The most recent time was with another close friend and the person I hike with most—frequently offf-trail—when not solo. This is a person who has climbed Denali, paddled the Yukon with a friend pre-internet, backpacked and hiked in Uganda with just his required guide shortly after the deposal of Idi Amin, and solo hiked and bushwhacked all over the lower 48. And yet this summer, when we found ourselves unsure of our location on a bushwhack late in the afternoon, he was stuck in "mini-freekout mode"—very mini—and wasn't able to contribute to the conversation of what our next step would be. In hindsight, I wonder if tiredness and hunger contributed to this reaction. Fortunately it was a pretty easy situation to resolve.
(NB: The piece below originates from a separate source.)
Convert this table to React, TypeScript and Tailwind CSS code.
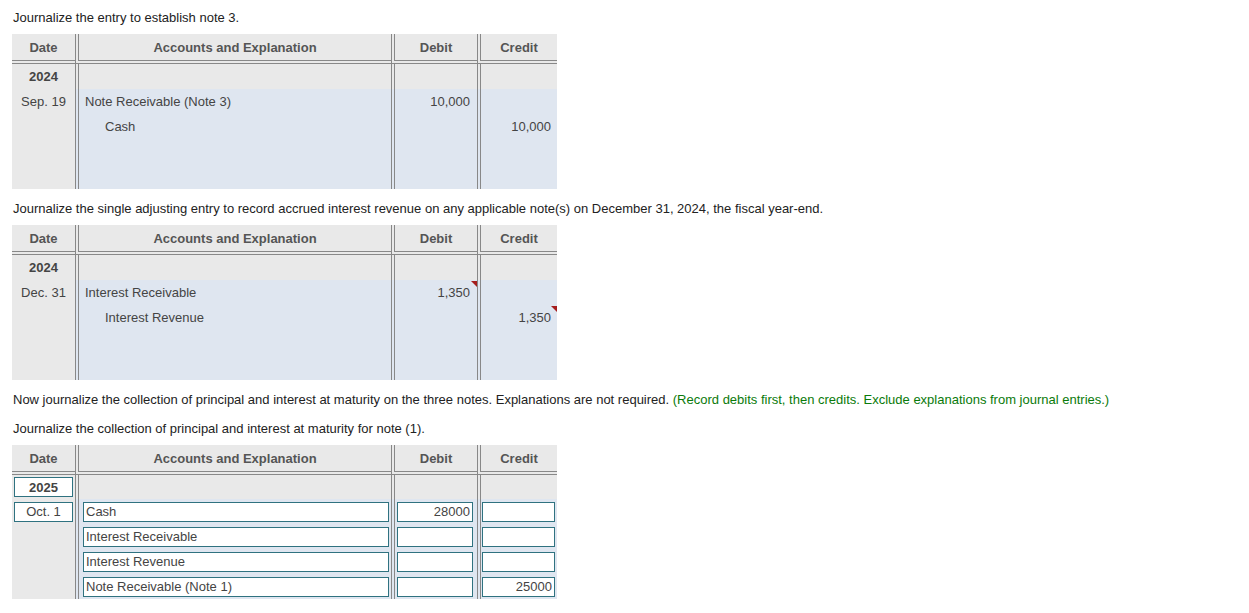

In terms of comfort in the night/darkness, it is natural—yes?—for humans to be aphrensive in the night, as we are a diurnal species. However, in my experience, the more time you spend outside at night, the more comfortable it becomes. LED headlamps, especially the Petzl Tikka, were a game changer. With the advent of lightweight, long-lasting headlamps, suddenly darkness was no longer a limiting factor. Still on the trail when darkness falls? No problem? Want to get a jump on a trip with a late-night start after work or a predawn start? Easy. The devlopment of halogen lights with relatively compact, NiMH rechargeable batteries, followed by HID technology, Li-ion batteries, and later, high-powered LEDs, further opened up the night to mountainbiking, longer-distance cycling, and backcountry skiing.

One of my favorite experiences in the outdoors was a night-time, solo backcountry backcountry ski in the middle of a snow storm. At the turnaround, high on the mountain, I poured myself a cup of tea, heavily laden with Vermont Maple syrup, and turned off my headlamp. I enjoyed my tea amidst the swirling snow all around, howling wind, and dark solitude, knowing that I was almost surely the only human soul on the mountain.